We ended up using only Nearest Neighbors. Couldn't find a data set to do CF on. Feature engineering included scraping genres, predicting languages of the track_names, and sentiment analysis of the track names. While we found several research papers on using Neural Networks, LSTMs on Nearest Neighbors, we were unable to find source code or pre-trained models or create one in the time alotted.
Research into siamese network matching algorithms looks more promising as they train much faster but we were also unable to create or find a ready to use model in the time alotted. Also Siamese networks scale much better than Nearest Neighbors as the dataset increases in size.
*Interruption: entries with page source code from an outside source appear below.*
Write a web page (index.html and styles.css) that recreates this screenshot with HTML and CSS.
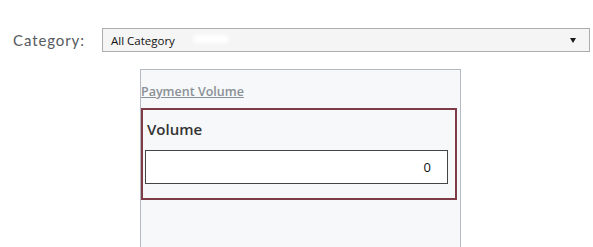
FILE: index.html
```html
<!DOCTYPE html>
<html lang="en">
<head>
    <meta charset="UTF-8">
    <title>Payment Volume</title>
    <link rel="stylesheet" href="styles.css">
</head>
<body>
    <div class="filter-row">
        <label class="filter-label">Category:</label>
        <div class="select-box">
            <span class="select-text">All Category</span>
            <span class="select-smear"></span>
            <span class="select-arrow"></span>
        </div>
    </div>

    <div class="panel">
        <a class="panel-link" href="#">Payment Volume</a>
        <div class="volume-box">
            <div class="volume-title">Volume</div>
            <div class="volume-input">0</div>
        </div>
    </div>
</body>
</html>
```

FILE: styles.css
```css
body {
    margin: 0;
    background: #ffffff;
    font-family: 'Open Sans', 'Liberation Sans', sans-serif;
}

.filter-row {
    display: flex;
    align-items: center;
    padding: 28px 0 0 13px;
}

.filter-label {
    width: 89px;
    font-family: 'Lato', 'Open Sans', sans-serif;
    font-size: 15px;
    letter-spacing: 0.9px;
    color: #555a60;
}

.select-box {
    position: relative;
    display: flex;
    align-items: center;
    width: 486px;
    height: 22px;
    border: 1px solid #acacac;
    background: #f5f5f5;
}

.select-text {
    padding-left: 8px;
    font-size: 11.5px;
    color: #111;
}

.select-smear {
    position: absolute;
    left: 90px;
    top: 6px;
    width: 36px;
    height: 8px;
    border-radius: 4px;
    background: #ffffff;
    filter: blur(2px);
}

.select-arrow {
    position: absolute;
    right: 13px;
    top: 9px;
    width: 0;
    height: 0;
    border-left: 3px solid transparent;
    border-right: 3px solid transparent;
    border-top: 5px solid #1a1a1a;
}

.panel {
    margin: 17px 0 0 140px;
    width: 319px;
    height: 200px;
    border: 1px solid #b5b9c4;
    background: #f7f8fa;
    padding-top: 14px;
}

.panel-link {
    display: block;
    width: fit-content;
    font-size: 12.5px;
    font-weight: 600;
    line-height: 15px;
    color: #8a9196;
    text-decoration: underline;
}

.volume-box {
    margin-top: 9px;
    width: 312px;
    border: 2px solid #7d3c46;
    padding: 10px 0 14px 0;
}

.volume-title {
    padding-left: 4px;
    font-size: 15px;
    line-height: 18px;
    font-weight: 600;
    color: #333;
}

.volume-input {
    margin: 12px 0 0 2px;
    width: 285px;
    height: 32px;
    line-height: 32px;
    padding-right: 16px;
    border: 1px solid #444;
    background: #ffffff;
    text-align: right;
    font-size: 13px;
    color: #111;
}
```
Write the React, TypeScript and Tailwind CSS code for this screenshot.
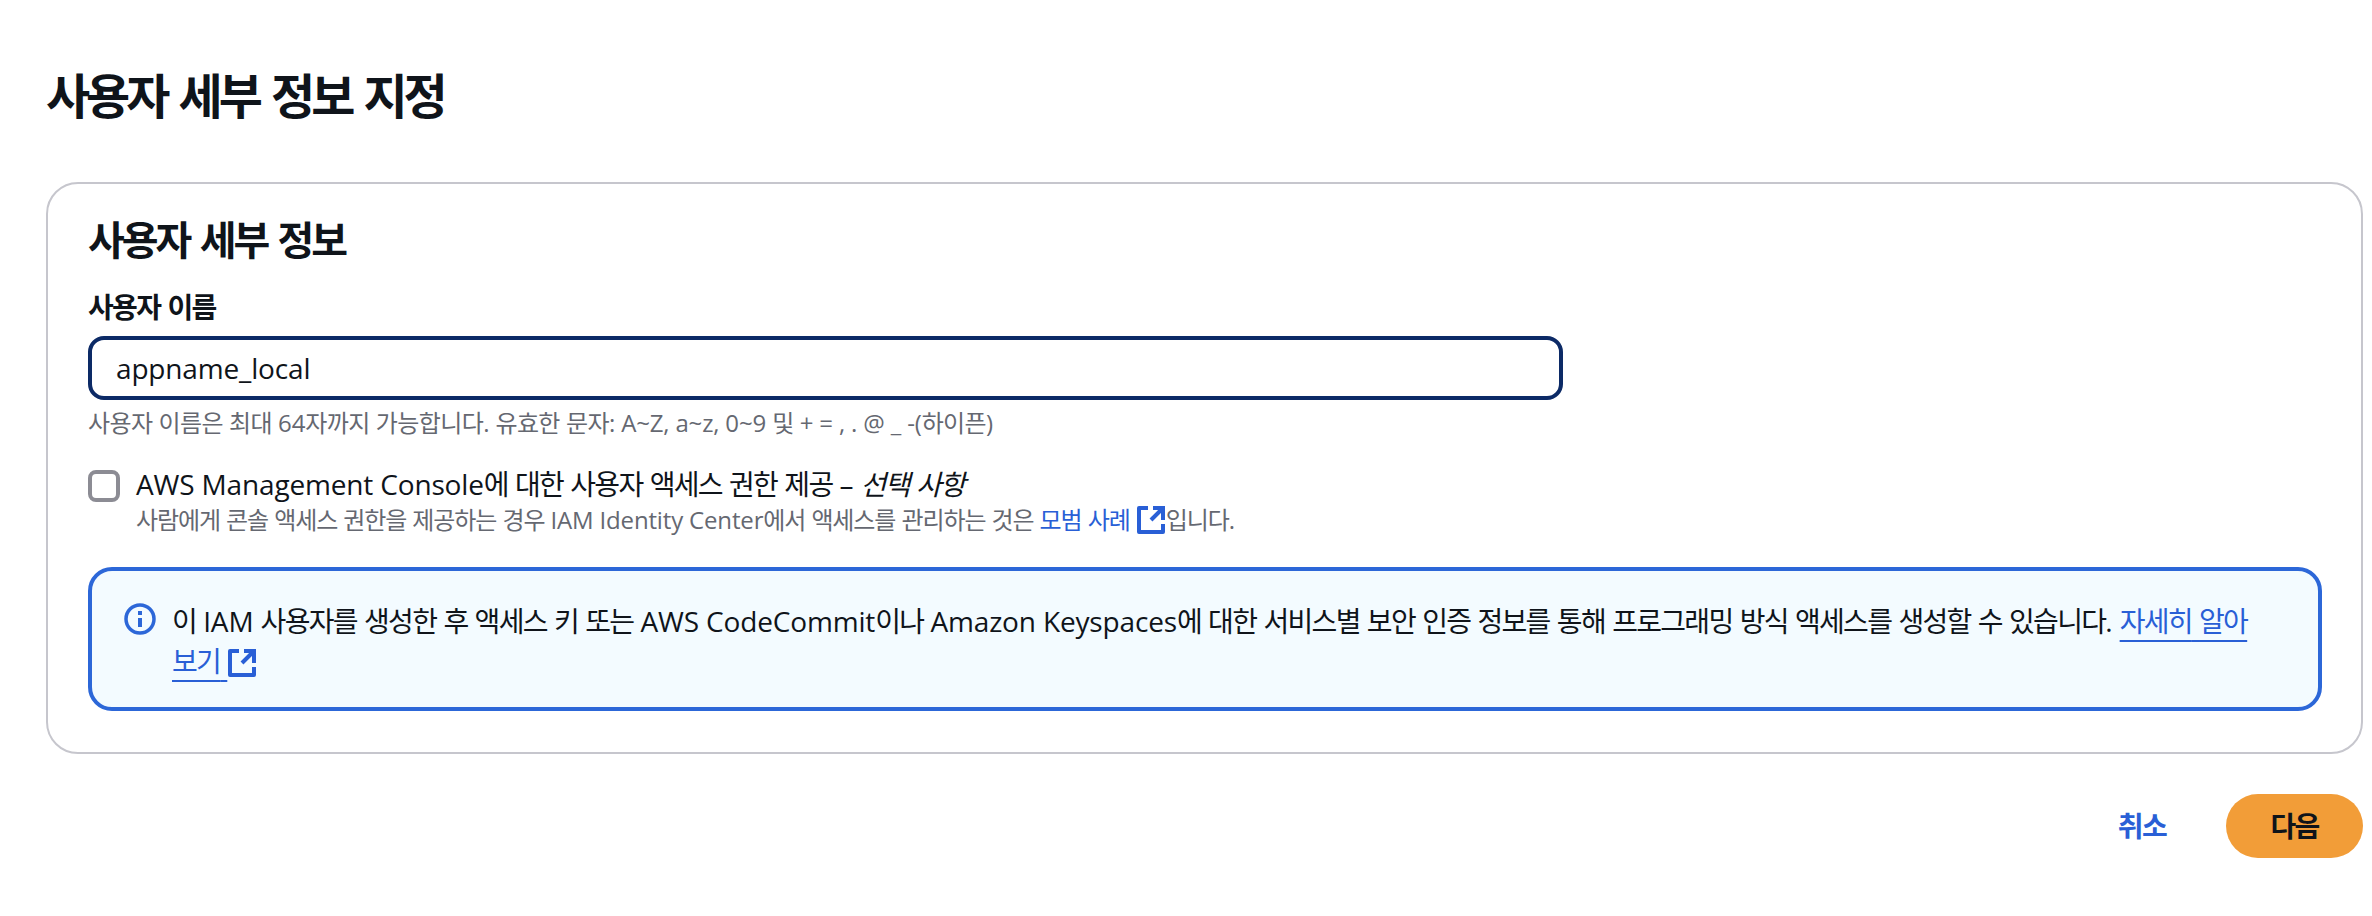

Read more here: K-Nearest Neighbors & here: K-Nearest Neighbors Documentation
Pitch: Build an app to enable users to browse and visualize audio features of over 116k spotify songs.
MVP: User can search for a specific song and see its audio features displayed in a visually appealing way. The app also identifies songs with similar audio features. DS:
- Build a model to recommend songs based on similarity to user input (I like song x, here are n songs like it based on these similar features)
- Create visualizations using song data to highlight similarities and differences between recommendations.
https://developer.spotify.com/documentation/web-api/reference/tracks/get-audio-features/
https://www.reddit.com/r/MachineLearning/comments/2f8jff/using_neural_networks_for_nearest_neighbor/
https://towardsdatascience.com/how-to-build-a-simple-song-recommender-296fcbc8c85
https://arxiv.org/pdf/1605.09477.pdf
https://medium.com/@b.terryjack/nlp-pre-trained-sentiment-analysis-1eb52a9d742c
https://arxiv.org/pdf/1810.12575.pdf
https://blogs.cornell.edu/info4220/2016/03/18/spotify-recommendation-matching-algorithm/
Future Teams are welcome to build upon our data set which includes genres, predicted track languages here: https://raw.githubusercontent.com/Build-Week-Spotify-Song-Suggester-5/Data-Science/master/spotify_unique_track_id_lang.csv
The script to predict sentiment is still running and will be done soon(TM) but maybe your machines are faster and you can run it here: https://github.com/Build-Week-Spotify-Song-Suggester-5/Data-Science/blob/master/Sentiment_Feature_Script.ipynb
Note that it only runs sentiment analysis on the top 75000 songs by popularity because of database size constraints for Flask.